Scope of Necessary Expenses
In examining the specific items claimed by the landowners as necessary litigation expenses, the Court found that the State's challenge to some of these expenses was unfounded. The Court considered whether the expenses incurred were directly related to the litigation and whether they were necessary for the landowners to prepare their case. It acknowledged that some costs arose from the need to prove the extent of the taking, particularly concerning the sanitary facilities that the State initially failed to include in its offer. The Court determined that the expenses incurred while preparing to prove this fact became unnecessary only due to the State's late admission during trial. Thus, the Court upheld the landowners' claims for these costs, affirming that they were justified given the circumstances of the case. The ruling reiterated that the intent of the statute and constitutional provision was to ensure that landowners are reimbursed for their necessary expenses, thereby reinforcing their right to recover these costs.

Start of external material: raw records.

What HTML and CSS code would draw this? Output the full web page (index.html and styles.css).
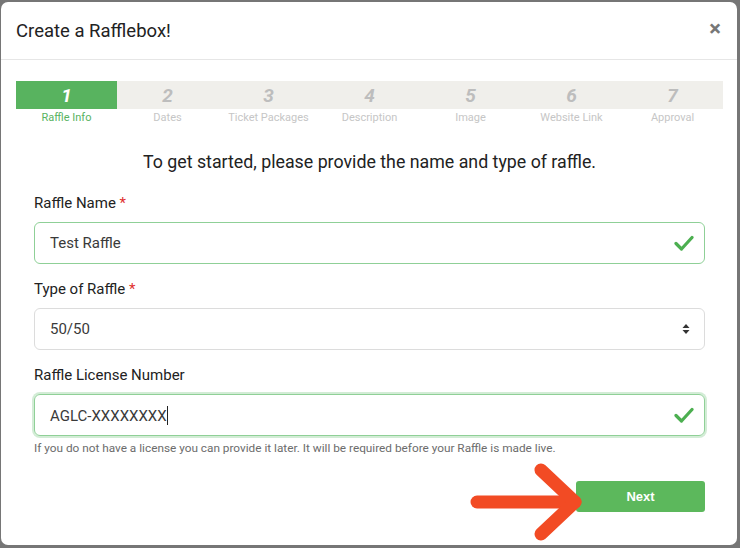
FILE: index.html
```html
<!DOCTYPE html>
<html>
<head>
<meta charset="utf-8">
<link rel="stylesheet" href="styles.css">
</head>
<body>
<div class="modal">
  <div class="modal-header">
    <div class="title">Create a Rafflebox!</div>
    <div class="close">&times;</div>
  </div>
  <div class="modal-body">
    <div class="steps">
      <div class="step active"><div class="num">1</div><div class="lbl">Raffle Info</div></div>
      <div class="step"><div class="num">2</div><div class="lbl">Dates</div></div>
      <div class="step"><div class="num">3</div><div class="lbl">Ticket Packages</div></div>
      <div class="step"><div class="num">4</div><div class="lbl">Description</div></div>
      <div class="step"><div class="num">5</div><div class="lbl">Image</div></div>
      <div class="step"><div class="num">6</div><div class="lbl">Website Link</div></div>
      <div class="step"><div class="num">7</div><div class="lbl">Approval</div></div>
    </div>
    <div class="form">
      <div class="lead">To get started, please provide the name and type of raffle.</div>
      <div class="group">
        <div class="label">Raffle Name <span class="req">*</span></div>
        <div class="field valid">
          <span class="val">Test Raffle</span>
          <svg class="check" width="20" height="16" viewBox="0 0 20 16"><path d="M2 8.5 L7.5 14 L18 2.5" fill="none" stroke="#4caf50" stroke-width="3.2" stroke-linecap="round" stroke-linejoin="round"/></svg>
        </div>
      </div>
      <div class="group">
        <div class="label">Type of Raffle <span class="req">*</span></div>
        <div class="field">
          <span class="val">50/50</span>
          <svg class="sel" width="8" height="12" viewBox="0 0 8 12"><path d="M4 1 L7.5 5 H0.5 Z M4 11 L7.5 7 H0.5 Z" fill="#333"/></svg>
        </div>
      </div>
      <div class="group">
        <div class="label">Raffle License Number</div>
        <div class="field valid focus">
          <span class="val">AGLC-XXXXXXXX<span class="caret"></span></span>
          <svg class="check" width="20" height="16" viewBox="0 0 20 16"><path d="M2 8.5 L7.5 14 L18 2.5" fill="none" stroke="#4caf50" stroke-width="3.2" stroke-linecap="round" stroke-linejoin="round"/></svg>
        </div>
        <div class="help">If you do not have a license you can provide it later. It will be required before your Raffle is made live.</div>
      </div>
      <div class="actions">
        <button class="btn">Next</button>
      </div>
    </div>
  </div>
  <svg class="arrow" width="140" height="90" viewBox="0 0 140 90"><g fill="none" stroke="#f24b24" stroke-width="13" stroke-linecap="round" stroke-linejoin="round"><path d="M8 45 H106"/><path d="M72 13 L106 45 L72 77"/></g></svg>
</div>
</body>
</html>
```
FILE: styles.css
```css
html, body {
  margin: 0;
  padding: 0;
}
body {
  width: 740px;
  height: 548px;
  overflow: hidden;
  background: #767676;
  font-family: Roboto, "Liberation Sans", sans-serif;
}
.modal {
  position: relative;
  width: 736px;
  height: 543px;
  margin: 2px 0 0 1px;
  background: #fff;
  border-radius: 7px;
  overflow: hidden;
}
.modal-header {
  height: 57px;
  border-bottom: 1px solid #e6e6e6;
  display: flex;
  align-items: center;
  justify-content: space-between;
  padding: 0 15px 0 15px;
}
.title {
  font-size: 18.5px;
  color: #222;
  margin-top: 1px;
}
.close {
  font-size: 22px;
  color: #777;
  font-weight: bold;
  margin-right: 1px;
  margin-top: -4px;
}
.modal-body {
  padding: 21px 14px 0 15px;
}
.steps {
  display: grid;
  grid-template-columns: repeat(7, 101px);
}
.num {
  height: 28px;
  line-height: 29px;
  background: #f0efeb;
  text-align: center;
  font-size: 19px;
  font-weight: bold;
  font-style: italic;
  color: #bdbdbd;
}
.lbl {
  text-align: center;
  font-size: 11px;
  line-height: 14px;
  margin-top: 2px;
  color: #c6c6c6;
}
.step.active .num {
  background: #58b35f;
  color: #fff;
}
.step.active .lbl {
  color: #58b35f;
}
.form {
  padding: 0 18px;
}
.lead {
  text-align: center;
  font-size: 17.8px;
  line-height: 20px;
  color: #222;
  margin-top: 27px;
  margin-bottom: 21px;
}
.group {
  margin-bottom: 15px;
}
.label {
  font-size: 15px;
  line-height: 20px;
  color: #222;
  margin-bottom: 9px;
}
.req {
  color: #e0302e;
}
.field {
  height: 40px;
  border: 1px solid #dcdcdc;
  border-radius: 6px;
  display: flex;
  align-items: center;
  justify-content: space-between;
  padding: 0 10px 0 15px;
}
.field.valid {
  border-color: #8fd097;
}
.field.focus {
  box-shadow: 0 0 0 2px #d3ecd6;
}
.val {
  font-size: 15px;
  color: #3a3a3a;
}
.caret {
  display: inline-block;
  width: 1px;
  height: 19px;
  background: #222;
  vertical-align: -4px;
}
.sel {
  margin-right: 4px;
}
.help {
  font-size: 11.8px;
  line-height: 16px;
  color: #6c6c6c;
  margin-top: 4px;
}
.actions {
  display: flex;
  justify-content: flex-end;
  margin-top: 25px;
}
.btn {
  width: 129px;
  height: 31px;
  border: none;
  border-radius: 3px;
  background: #5cb85c;
  color: #fff;
  font-family: "Liberation Sans", Arial, sans-serif;
  font-weight: bold;
  font-size: 13px;
}
.arrow {
  position: absolute;
  left: 468px;
  top: 455px;
}
```
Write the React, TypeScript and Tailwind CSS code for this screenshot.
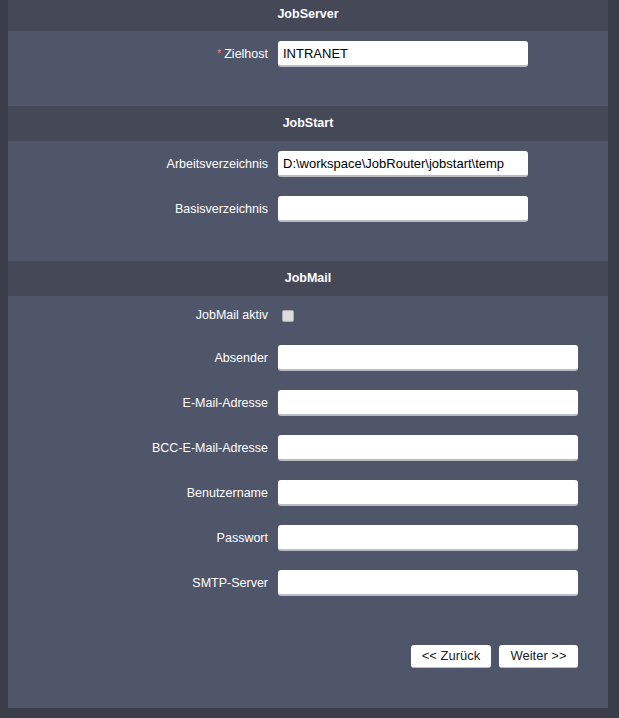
import React from "react";

const font = { fontFamily: '"Liberation Sans", Arial, sans-serif' };

function SectionHeader({ title, first }: { title: string; first?: boolean }) {
  return (
    <div
      className={`flex items-center justify-center bg-[#454857] text-[12.5px] font-bold text-white ${
        first ? "h-[31px] pb-[3px]" : "h-[35px]"
      }`}
    >
      {title}
    </div>
  );
}

function Row({
  label,
  required,
  children,
}: {
  label: string;
  required?: boolean;
  children: React.ReactNode;
}) {
  return (
    <div className="flex items-center">
      <div className="w-[270px] pr-[10px] text-right text-[12.5px] text-white">
        {required && <span className="mr-[3px] text-[11px] text-[#e58a8a] relative -top-[1px]">*</span>}
        {label}
      </div>
      {children}
    </div>
  );
}

function TextInput({ value = "", wide }: { value?: string; wide?: boolean }) {
  return (
    <input
      readOnly
      value={value}
      className={`h-[26px] rounded-[3px] border-b-2 border-[#b9bcc4] bg-white px-[5px] text-[13px] text-black outline-none ${
        wide ? "w-[300px]" : "w-[250px]"
      }`}
      style={font}
    />
  );
}

const mailFields = [
  "Absender",
  "E-Mail-Adresse",
  "BCC-E-Mail-Adresse",
  "Benutzername",
  "Passwort",
  "SMTP-Server",
];

export default function App() {
  return (
    <div className="h-[718px] w-[619px] bg-[#3b3d4b] pl-[8px]" style={font}>
      <div className="w-[600px] bg-[#50566a]">
        <SectionHeader title="JobServer" first />
        <div className="flex flex-col pt-[10px] pb-[39px]">
          <Row label="Zielhost" required>
            <TextInput value="INTRANET" />
          </Row>
        </div>

        <SectionHeader title="JobStart" />
        <div className="flex flex-col gap-[19px] pt-[10px] pb-[39px]">
          <Row label="Arbeitsverzeichnis">
            <TextInput value="D:\workspace\JobRouter\jobstart\temp" />
          </Row>
          <Row label="Basisverzeichnis">
            <TextInput />
          </Row>
        </div>

        <SectionHeader title="JobMail" />
        <div className="flex flex-col pt-[9px] pb-[40px]">
          <div className="flex h-[21px] items-center">
            <div className="w-[270px] pr-[10px] text-right text-[12.5px] text-white">JobMail aktiv</div>
            <span className="ml-[4px] block h-[12px] w-[12px] rounded-[2px] border border-[#a9abb1] bg-[#dcdcdc]" />
          </div>
          <div className="mt-[19px] flex flex-col gap-[19px]">
            {mailFields.map((f) => (
              <Row key={f} label={f}>
                <TextInput wide />
              </Row>
            ))}
          </div>
          <div className="mt-[49px] flex justify-end gap-[8px] pr-[30px]">
            <button className="h-[23px] w-[80px] rounded-[3px] border-b border-[#b9bcc4] bg-white text-[13px] text-[#222]">
              &lt;&lt; Zurück
            </button>
            <button className="h-[23px] w-[79px] rounded-[3px] border-b border-[#b9bcc4] bg-white text-[13px] text-[#222]">
              Weiter &gt;&gt;
            </button>
          </div>
        </div>
      </div>
    </div>
  );
}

Final Judgment and Affirmation
Ultimately, the Court affirmed the jury's award of $68,000 to the landowners and reversed the lower court's denial of their necessary expenses of litigation. The Court fixed the total sum of necessary expenses at $19,300.50, as requested by the landowners, which included attorney fees based on a percentage of the increased value secured during the trial. The Court highlighted that this fee arrangement was reasonable given the significant difference between the State's initial offer and the jury's verdict. Additionally, the Court noted that the large award of attorney fees was directly related to the peculiar facts of the case, including the State's initial undervaluation of the property and its subsequent admission of error. By affirming both the compensation award and the recovery of litigation expenses, the Court aimed to ensure that the landowners were made whole following the condemnation proceedings. This ruling underscored the importance of protecting property owners' rights in eminent domain actions, consistent with the principles established in the Montana Constitution.